Members will be taking to the stage of the Peel Centenary Centre from Thursday to Saturday next week (March 2-4) and chairman Stephanie Gray said the audience could expect ‘a fun evening in a super local theatre in Peel’.
The group was formed after the First World War, when returning soldiers wanted to raise funds for their injured comrades. They performed R.C. Sheriff’s Journey’s End to a packed audience over three nights at the Gaiety in 1932. From there The Legion Players was formed.
Stephanie said: ‘The actor profiles showed most had been serving soldiers in the First World War.
‘It was their desire to raise money to support injured servicemen that led to the first play. The Legion Players has retained its support for the Royal British Legion ever since.’
She added: ‘It is a privilege to be part of a group that has had such a strong involvement in amateur theatre on island for so long.’

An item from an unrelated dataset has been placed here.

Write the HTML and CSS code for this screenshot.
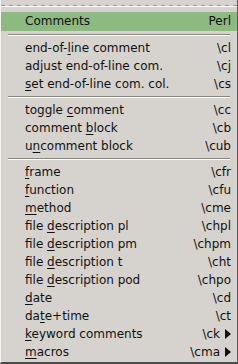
FILE: index.html
```html
<!DOCTYPE html>
<html lang="en">
<head>
  <meta charset="UTF-8">
  <title>Comments menu</title>
  <link rel="stylesheet" href="styles.css">
</head>
<body>
  <div class="menu">
    <div class="tearoff"></div>
    <div class="title"><span>Comments</span><span>Perl</span></div>
    <div class="sep"></div>

    <div class="item"><span>end-of-<u>l</u>ine comment</span><span class="accel">\cl</span></div>
    <div class="item"><span>adjust end-of-line com.</span><span class="accel">\cj</span></div>
    <div class="item"><span><u>s</u>et end-of-line com. col.</span><span class="accel">\cs</span></div>
    <div class="sep"></div>

    <div class="item"><span>toggle <u>c</u>omment</span><span class="accel">\cc</span></div>
    <div class="item"><span>comment <u>b</u>lock</span><span class="accel">\cb</span></div>
    <div class="item"><span>u<u>n</u>comment block</span><span class="accel">\cub</span></div>
    <div class="sep"></div>

    <div class="item"><span><u>f</u>rame</span><span class="accel">\cfr</span></div>
    <div class="item"><span><u>f</u>unction</span><span class="accel">\cfu</span></div>
    <div class="item"><span><u>m</u>ethod</span><span class="accel">\cme</span></div>
    <div class="item"><span>file <u>d</u>escription pl</span><span class="accel">\chpl</span></div>
    <div class="item"><span>file <u>d</u>escription pm</span><span class="accel">\chpm</span></div>
    <div class="item"><span>file <u>d</u>escription t</span><span class="accel">\cht</span></div>
    <div class="item"><span>file <u>d</u>escription pod</span><span class="accel">\chpo</span></div>
    <div class="item"><span><u>d</u>ate</span><span class="accel">\cd</span></div>
    <div class="item"><span>da<u>t</u>e+time</span><span class="accel">\ct</span></div>
    <div class="item sub"><span><u>k</u>eyword comments</span><span class="accel">\ck</span></div>
    <div class="item sub"><span><u>m</u>acros</span><span class="accel">\cma</span></div>
  </div>
</body>
</html>
```

FILE: styles.css
```css
* { box-sizing: border-box; margin: 0; padding: 0; }
body {
  background: #d6d3ce;
  font-family: "DejaVu Sans", sans-serif;
  font-size: 12px;
  color: #111;
}
.menu {
  width: 238px;
  height: 364px;
  background: #d6d3ce;
  border-left: 1px solid #f4f3f1;
  border-right: 1px solid #5c5c5c;
  border-bottom: 2px solid #4a4a4a;
}
.tearoff {
  height: 12px;
  padding-top: 5px;
}
.tearoff::before {
  content: "";
  display: block;
  height: 1px;
  background: repeating-linear-gradient(90deg, #9a9893 0 4px, transparent 4px 8px);
  box-shadow: 0 1px 0 #fff;
}
.title {
  display: flex;
  justify-content: space-between;
  height: 19px;
  line-height: 19px;
  padding: 0 6px 0 24px;
  background: #8cba80;
}
.sep {
  height: 8px;
  padding: 3px 7px 0 7px;
}
.sep::before {
  content: "";
  display: block;
  height: 1px;
  background: #88867f;
  box-shadow: 0 1px 0 #fff;
}
.item {
  display: flex;
  justify-content: space-between;
  align-items: center;
  height: 18px;
  padding: 0 6px 0 24px;
}
.item u {
  text-decoration-thickness: 1px;
  text-underline-offset: 2px;
}
.sub .accel::after {
  content: "";
  display: inline-block;
  margin-left: 5px;
  border-left: 6px solid #111;
  border-top: 5px solid transparent;
  border-bottom: 5px solid transparent;
  vertical-align: -1px;
}
```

Asked why they had chosen the play, Stephanie said the film was shot in the island in 2008, in and around Ballahott Farm in Ballasalla and at Bishopscourt Farm in Kirk Michael. It starred Derek Jacobi, Imelda Staunton, Burt Reynolds and Samantha Bond. Her mum Olga helped the production team to source various props to transform the barn at Bishopsgate into a theatre.
‘Mum talked fondly about meeting the cast, particularly Derek Jacobi, and of course we went to see the film together,’ she said. ‘So when we were looking for a play to produce as part of Legion’s 90th anniversary celebration decade, and I saw the play performing rights were available, I read the script – and I laughed.
‘Written by Ian Hislop, of the Spitting Image fame, along with Nick Newman, it is billed as “a terrific comedy packed with killer comic dialogue... plenty of twists and turns”.’
The plot follows fading Hollywood action hero Jefferson Steele, keen to boost his flagging career.
He arrives in England to play King Lear in Stratford – only to find that this is not the birthplace of the Bard, but a sleepy Suffolk village.
And instead of Kenneth Branagh and Dame Judi Dench, the cast are a bunch of amateurs trying to save their theatre from developers.
The play is directed and produced by Sonia Callin.
The cast comprises Jefferson Steel (Simon Fletcher), Jessica Steel (Alex Batey), Dennis Dobbins (Howard Caine), Mary Plunkett (Gill Buchanan), Nigel Dewbury (Chris Caine) Lauren Bell (Katryn Cawte) and Dorothy Nettle (Stephanie Gray).
The play includes some original music by Ellie Quayle. She has put to music the Shakespearean rhymes used to close the scenes.
Performances take place at Peel Centenary Centre from Thursday to Saturday, March 2 to 4, at 7.30pm. A ‘Safer Space’ matinee will take place on March 4 at 2.30pm. Tickets (£10) are available at www.centenarycentre.com or from Corlett’s, in Douglas, Celtic Gold, in Peel, or Thompson Travel, in Port Erin.